Quelques success stories en récupération de chaleur fatale

La chaleur récupérée peut être réinjectée directement dans les process de l’usine (préchauffage ou chauffage), servir à chauffer les locaux ou contribuer à la production d’eau chaude sanitaire. Diverses évolutions technologiques ont vu le jour ces dernières années. A titre d’exemple, l’entreprise Clauger a mis au point la Pile énergétique chaude qui récupère la chaleur contenue dans les rejets fatals de l’usine, la stocke et restitue l’énergie sous forme d’eau chaude au moment et au niveau de température souhaités. Une installation de 110 m3 en circuit fermé a ainsi été installée chez un de ses clients de l’agroalimentaire.

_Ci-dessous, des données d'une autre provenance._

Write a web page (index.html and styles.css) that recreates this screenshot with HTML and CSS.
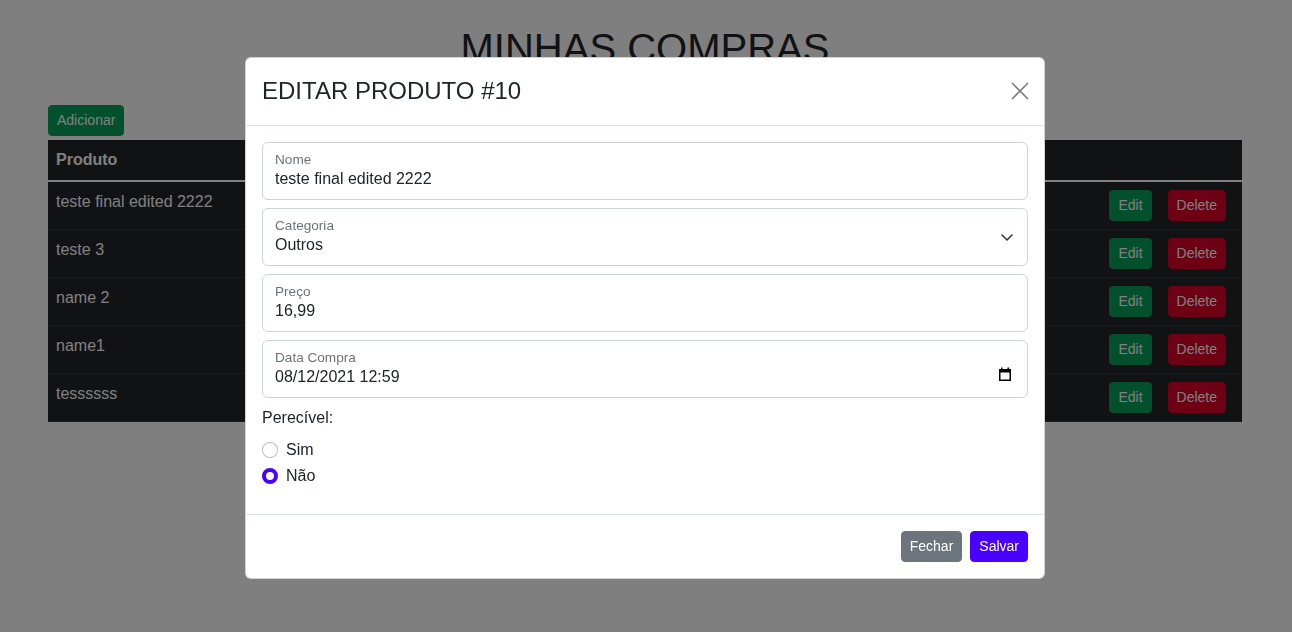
FILE: index.html
```html
<!DOCTYPE html>
<html lang="pt-BR">
<head>
<meta charset="utf-8">
<title>Minhas Compras</title>
<link rel="stylesheet" href="styles.css">
</head>
<body>
<div class="page">
  <h1 class="page-title">MINHAS COMPRAS</h1>
  <div class="toolbar">
    <button class="btn btn-success">Adicionar</button>
  </div>
  <table class="table">
    <colgroup>
      <col class="col-produto">
      <col class="col-acoes">
    </colgroup>
    <thead>
      <tr><th>Produto</th><th></th></tr>
    </thead>
    <tbody>
      <tr><td>teste final edited 2222</td><td><div class="actions"><button class="btn btn-success">Edit</button><button class="btn btn-danger">Delete</button></div></td></tr>
      <tr><td>teste 3</td><td><div class="actions"><button class="btn btn-success">Edit</button><button class="btn btn-danger">Delete</button></div></td></tr>
      <tr><td>name 2</td><td><div class="actions"><button class="btn btn-success">Edit</button><button class="btn btn-danger">Delete</button></div></td></tr>
      <tr><td>name1</td><td><div class="actions"><button class="btn btn-success">Edit</button><button class="btn btn-danger">Delete</button></div></td></tr>
      <tr><td>tessssss</td><td><div class="actions"><button class="btn btn-success">Edit</button><button class="btn btn-danger">Delete</button></div></td></tr>
    </tbody>
  </table>
</div>

<div class="backdrop"></div>

<div class="modal">
  <div class="modal-dialog">
    <div class="modal-header">
      <h5 class="modal-title">EDITAR PRODUTO #10</h5>
      <button class="btn-close" aria-label="Close">
        <svg width="18" height="18" viewBox="0 0 18 18"><path d="M1 1 17 17 M17 1 1 17" stroke="#000" stroke-width="1.6" fill="none"/></svg>
      </button>
    </div>
    <div class="modal-body">
      <div class="field">
        <div class="field-text">
          <span class="field-label">Nome</span>
          <span class="field-value">teste final edited 2222</span>
        </div>
      </div>
      <div class="field">
        <div class="field-text">
          <span class="field-label">Categoria</span>
          <span class="field-value">Outros</span>
        </div>
        <svg class="chevron" width="12" height="7" viewBox="0 0 12 7"><polyline points="1,1 6,6 11,1" fill="none" stroke="#343a40" stroke-width="1.6" stroke-linecap="round" stroke-linejoin="round"/></svg>
      </div>
      <div class="field">
        <div class="field-text">
          <span class="field-label">Preço</span>
          <span class="field-value">16,99</span>
        </div>
      </div>
      <div class="field">
        <div class="field-text">
          <span class="field-label">Data Compra</span>
          <span class="field-value">08/12/2021 12:59</span>
        </div>
        <svg class="calendar" width="14" height="15" viewBox="0 0 14 15"><rect x="1.75" y="2.75" width="10.5" height="10.5" fill="none" stroke="#000" stroke-width="1.5"/><rect x="1" y="2" width="12" height="3.5" fill="#000"/><rect x="3" y="0.5" width="1.5" height="2" fill="#000"/><rect x="9.5" y="0.5" width="1.5" height="2" fill="#000"/></svg>
      </div>
      <div class="group-label">Perecível:</div>
      <label class="radio"><input type="radio" name="perecivel" class="radio-input"><span>Sim</span></label>
      <label class="radio"><input type="radio" name="perecivel" class="radio-input" checked><span>Não</span></label>
    </div>
    <div class="modal-footer">
      <button class="btn btn-secondary">Fechar</button>
      <button class="btn btn-primary">Salvar</button>
    </div>
  </div>
</div>
</body>
</html>
```

FILE: styles.css
```css
* { box-sizing: border-box; }

body {
  margin: 0;
  font-family: "Liberation Sans", Arial, sans-serif;
  font-size: 16px;
  line-height: 1.5;
  color: #212529;
  background: #fff;
}

.page {
  padding: 24px 50px 24px 48px;
}

.page-title {
  margin: 0 0 33px;
  text-align: center;
  font-size: 40px;
  line-height: 48px;
  font-weight: 400;
}

.toolbar {
  display: flex;
  margin-bottom: 4px;
}

.btn {
  font-family: inherit;
  font-size: 14px;
  line-height: 21px;
  padding: 4px 8px;
  border: 1px solid transparent;
  border-radius: 4px;
  color: #fff;
  cursor: pointer;
}

.btn-success { background: #05a05a; border-color: #05a05a; }
.btn-danger { background: #dc002c; border-color: #dc002c; }
.btn-secondary { background: #6c757d; border-color: #6c757d; }
.btn-primary { background: #4a00ff; border-color: #4a00ff; }

.table {
  width: 100%;
  table-layout: fixed;
  border-collapse: separate;
  border-spacing: 0;
  background: #212529;
  color: #fff;
}

.col-acoes { width: 198px; }

.table th,
.table td {
  padding: 8px;
  text-align: left;
  vertical-align: top;
  border-bottom: 1px solid #373b3e;
  white-space: nowrap;
  overflow: hidden;
}

.table th {
  font-weight: 700;
  border-bottom: 2px solid #fff;
}

.table td:last-child {
  padding-right: 16px;
}

.actions {
  display: flex;
  justify-content: flex-end;
  gap: 16px;
}

.backdrop {
  position: fixed;
  inset: 0;
  background: rgba(0, 0, 0, 0.5);
}

.modal {
  position: fixed;
  inset: 0;
  display: flex;
  justify-content: center;
  align-items: flex-start;
  padding: 57px 2px 0 0;
}

.modal-dialog {
  width: 800px;
  background: #fff;
  border: 1px solid rgba(0, 0, 0, 0.175);
  border-radius: 6px;
}

.modal-header {
  display: flex;
  align-items: center;
  justify-content: space-between;
  padding: 15px 16px 16px;
  border-bottom: 1px solid #dee2e6;
}

.modal-title {
  margin: 0;
  font-size: 24px;
  line-height: 36px;
  font-weight: 400;
}

.btn-close {
  display: flex;
  padding: 0;
  margin-right: -1px;
  border: 0;
  background: transparent;
  opacity: 0.5;
  cursor: pointer;
}

.modal-body {
  padding: 16px 16px 24px;
}

.field {
  display: flex;
  align-items: center;
  height: 58px;
  padding: 10px 12px 10px;
  margin-bottom: 8px;
  border: 1px solid #ced4da;
  border-radius: 6px;
}

.field-text {
  flex: 1;
  display: flex;
  flex-direction: column;
}

.field-label {
  font-size: 13.6px;
  line-height: 14px;
  color: rgba(33, 37, 41, 0.65);
}

.field-value {
  font-size: 16px;
  line-height: 21px;
  padding-top: 1px;
  color: #212529;
}

.chevron {
  margin-right: 2px;
}

.calendar {
  margin-right: 3px;
  margin-top: 10px;
}

.group-label {
  margin-bottom: 8px;
}

.radio {
  display: flex;
  align-items: center;
  gap: 8px;
  margin-bottom: 2px;
}

.radio-input {
  appearance: none;
  -webkit-appearance: none;
  margin: 0;
  width: 16px;
  height: 16px;
  border-radius: 50%;
  border: 1px solid rgba(0, 0, 0, 0.25);
  background: #fff;
}

.radio-input:checked {
  border: 4px solid #4a00ff;
  background: #fff;
}

.modal-footer {
  display: flex;
  justify-content: flex-end;
  gap: 8px;
  padding: 16px;
  border-top: 1px solid #dee2e6;
}
```
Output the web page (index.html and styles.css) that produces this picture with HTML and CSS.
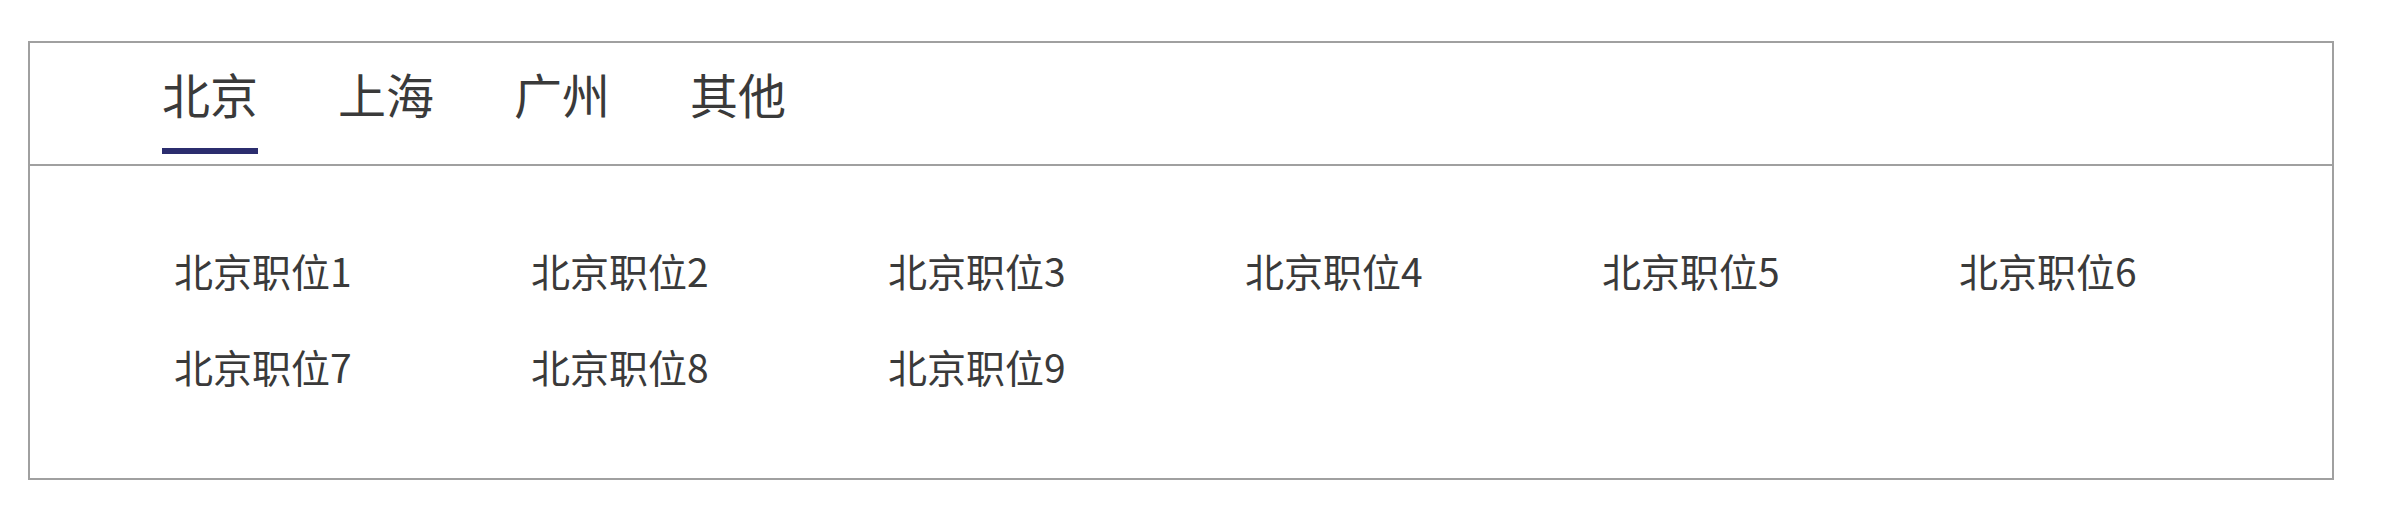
FILE: index.html
```html
<!DOCTYPE html>
<html lang="zh-CN">
<head>
<meta charset="utf-8">
<title>职位</title>
<link rel="stylesheet" href="styles.css">
</head>
<body>
<div class="panel">
  <div class="tabs">
    <div class="tab active">北京</div>
    <div class="tab">上海</div>
    <div class="tab">广州</div>
    <div class="tab">其他</div>
  </div>
  <div class="jobs">
    <div class="job">北京职位1</div>
    <div class="job">北京职位2</div>
    <div class="job">北京职位3</div>
    <div class="job">北京职位4</div>
    <div class="job">北京职位5</div>
    <div class="job">北京职位6</div>
    <div class="job">北京职位7</div>
    <div class="job">北京职位8</div>
    <div class="job">北京职位9</div>
  </div>
</div>
</body>
</html>
```
FILE: styles.css
```css
html, body {
  margin: 0;
  padding: 0;
  background: #ffffff;
}
body {
  font-family: "Noto Sans CJK SC", "Noto Sans", sans-serif;
  color: #3a3a3a;
}
.panel {
  box-sizing: border-box;
  width: 2306px;
  margin: 41px 0 0 28px;
  border: 2px solid #a0a0a0;
}
.tabs {
  display: flex;
  gap: 80px;
  padding: 26px 0 10px 132px;
  border-bottom: 2px solid #a0a0a0;
}
.tab {
  font-size: 48px;
  line-height: 48px;
  padding-bottom: 31px;
  border-bottom: 6px solid transparent;
}
.tab.active {
  border-bottom-color: #2b2d6e;
}
.jobs {
  display: grid;
  grid-template-columns: repeat(6, 357px);
  row-gap: 57px;
  padding: 85px 0 92px 144px;
}
.job {
  font-size: 39px;
  line-height: 39px;
  white-space: nowrap;
}
```
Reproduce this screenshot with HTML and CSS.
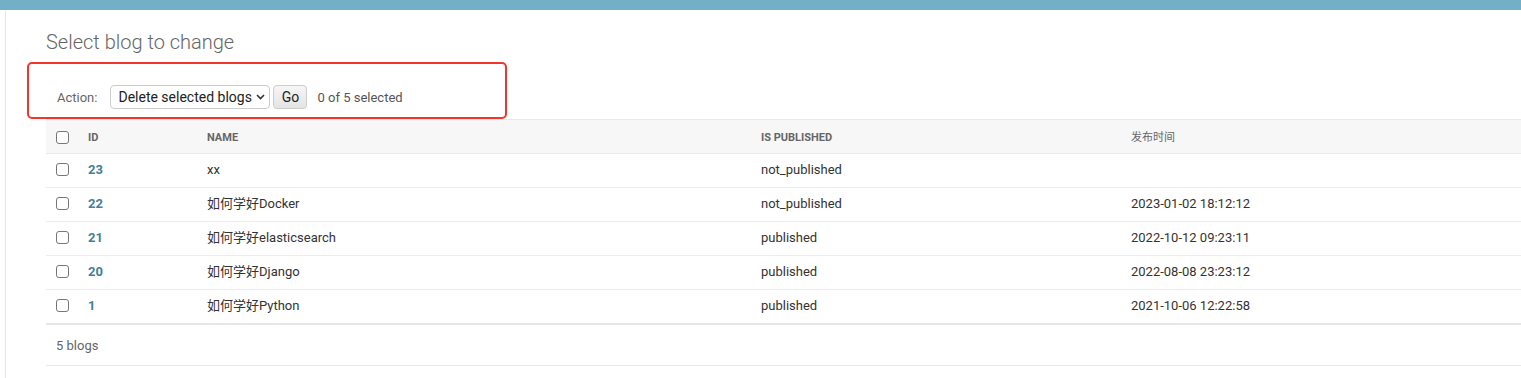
FILE: index.html
```html
<!DOCTYPE html>
<html lang="en">
<head>
    <meta charset="UTF-8">
    <meta name="viewport" content="width=device-width, initial-scale=1.0">
    <title>Select blog to change</title>
    <link rel="stylesheet" href="styles.css">
</head>
<body>
    <div class="header-bar"></div>

    <div class="main">
        <div class="nav-sidebar"></div>

        <div class="content">
            <h1>Select blog to change</h1>

            <div class="actions">
                <span class="actions-label">Action:</span>
                <span class="select">
                    Delete selected blogs
                    <svg width="9" height="6" viewBox="0 0 9 6"><path d="M1 1l3.5 3.5L8 1" fill="none" stroke="#333" stroke-width="1.6"/></svg>
                </span>
                <span class="go-btn">Go</span>
                <span class="counter">0 of 5 selected</span>
                <div class="highlight-box"></div>
            </div>

            <table class="result-list">
                <colgroup>
                    <col class="col-check">
                    <col class="col-id">
                    <col class="col-name">
                    <col class="col-pub">
                    <col>
                </colgroup>
                <thead>
                    <tr>
                        <th><span class="checkbox"></span></th>
                        <th>ID</th>
                        <th>Name</th>
                        <th>Is published</th>
                        <th class="cjk">发布时间</th>
                    </tr>
                </thead>
                <tbody>
                    <tr>
                        <td><span class="checkbox"></span></td>
                        <td><a href="#">23</a></td>
                        <td>xx</td>
                        <td>not_published</td>
                        <td></td>
                    </tr>
                    <tr>
                        <td><span class="checkbox"></span></td>
                        <td><a href="#">22</a></td>
                        <td>如何学好Docker</td>
                        <td>not_published</td>
                        <td>2023-01-02 18:12:12</td>
                    </tr>
                    <tr>
                        <td><span class="checkbox"></span></td>
                        <td><a href="#">21</a></td>
                        <td>如何学好elasticsearch</td>
                        <td>published</td>
                        <td>2022-10-12 09:23:11</td>
                    </tr>
                    <tr>
                        <td><span class="checkbox"></span></td>
                        <td><a href="#">20</a></td>
                        <td>如何学好Django</td>
                        <td>published</td>
                        <td>2022-08-08 23:23:12</td>
                    </tr>
                    <tr>
                        <td><span class="checkbox"></span></td>
                        <td><a href="#">1</a></td>
                        <td>如何学好Python</td>
                        <td>published</td>
                        <td>2021-10-06 12:22:58</td>
                    </tr>
                </tbody>
            </table>

            <p class="paginator">5 blogs</p>
        </div>
    </div>
</body>
</html>
```

FILE: styles.css
```css
* {
    margin: 0;
    padding: 0;
    box-sizing: border-box;
}

body {
    font-family: Roboto, "Noto Sans CJK SC", "Liberation Sans", sans-serif;
    font-size: 13px;
    color: #333;
    background: #fff;
    overflow: hidden;
}

.header-bar {
    height: 10px;
    background: #74afc8;
}

.main {
    display: flex;
    min-height: 368px;
}

.nav-sidebar {
    width: 6px;
    flex-shrink: 0;
    border-right: 1px solid #e6e6e6;
}

.content {
    flex: 1;
    padding: 20px 0 0 40px;
}

h1 {
    font-size: 20px;
    font-weight: 300;
    line-height: 24px;
    color: #666;
    margin-bottom: 18px;
}

.actions {
    position: relative;
    display: flex;
    align-items: center;
    padding: 13px 10px 10px 11px;
    height: 47px;
    color: #666;
}

.actions-label {
    margin-right: 13px;
}

.select {
    display: inline-flex;
    align-items: center;
    justify-content: space-between;
    width: 160px;
    height: 24px;
    padding: 0 4px 0 7px;
    border: 1px solid #ccc;
    border-radius: 4px;
    background: #fff;
    color: #222;
    font-size: 14px;
}

.go-btn {
    display: inline-flex;
    align-items: center;
    justify-content: center;
    width: 34px;
    height: 24px;
    margin-left: 3px;
    border: 1px solid #ccc;
    border-radius: 4px;
    background: linear-gradient(#f6f6f6, #e4e4e4);
    color: #222;
    font-size: 14px;
}

.counter {
    margin-left: 10px;
    color: #555;
}

/* red annotation drawn over the action bar */
.highlight-box {
    position: absolute;
    left: -19px;
    top: -10px;
    width: 480px;
    height: 57px;
    border: 2px solid #f3362b;
    border-radius: 5px;
    pointer-events: none;
}

.result-list {
    width: calc(100% + 1px);
    table-layout: fixed;
    border-collapse: collapse;
    border-top: 1px solid #e8e8e8;
}

.col-check { width: 32px; }
.col-id { width: 119px; }
.col-name { width: 554px; }
.col-pub { width: 370px; }

th, td {
    text-align: left;
    padding: 7px 10px 9px;
    line-height: 17px;
    vertical-align: middle;
    white-space: nowrap;
}

th {
    background: #f7f7f7;
    font-size: 11px;
    font-weight: 700;
    text-transform: uppercase;
    color: #666;
    border-bottom: 1px solid #eaeaea;
    padding: 9px 10px 7px;
}

th.cjk {
    font-weight: 400;
}

td {
    border-bottom: 1px solid #ececec;
}

tbody tr:last-child td {
    border-bottom: 2px solid #e6e6e6;
}

td a {
    color: #447e9b;
    font-weight: 700;
    text-decoration: none;
}

.checkbox {
    display: block;
    width: 13px;
    height: 13px;
    border: 1px solid #777;
    border-radius: 3px;
    background: #fff;
}

.paginator {
    padding: 12px 10px 11px;
    line-height: 17px;
    color: #666;
    border-bottom: 1px solid #e8e8e8;
}
```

Autres exemples, CNIM a récemment fourni un système de récupération de chaleur (cf. pompe à chaleur à absorption, laveur et 14 échangeurs de chaleur air-eau) pour valoriser la chaleur jusque-là perdue produite par un séchoir (buées) de Wienerberger, leader autrichien des tuiles et briques. De son côté, Eco-Tech Ceram a installé son système phare Eco-Stock sur le site de Tegulys, autre fabricant de tuiles et de briques (Corrèze). Le système, conçu à partir de céramiques réfractaires, capte et stocke la chaleur fatale du four de cuisson pour la valoriser, en fonction des besoins, dans le séchoir et la chambre de pré-cuisson. Ce projet devait être inauguré le 20 novembre dernier.

 

1) Adoptée en 2015, la Stratégie nationale bas-carbone a été révisée en 2019. La deuxième version a été publiée en mars 2020. V. https://www.ecologie.gouv.fr/sites/default/files/2020-03-25_MTES_SNBC2.pdf

2) Ex. : électrification de la production de clinker, passage au vecteur hydrogène dans la production d’acier ou d’ammoniac, déploiement d’électro-technologies (IR, UV) pour les process de chaleur, recompression vapeur mécanique pour des températures élevées, etc.

3) « La chaleur fatale», coll. Clés pour agir, Ademe, Septembre 2017.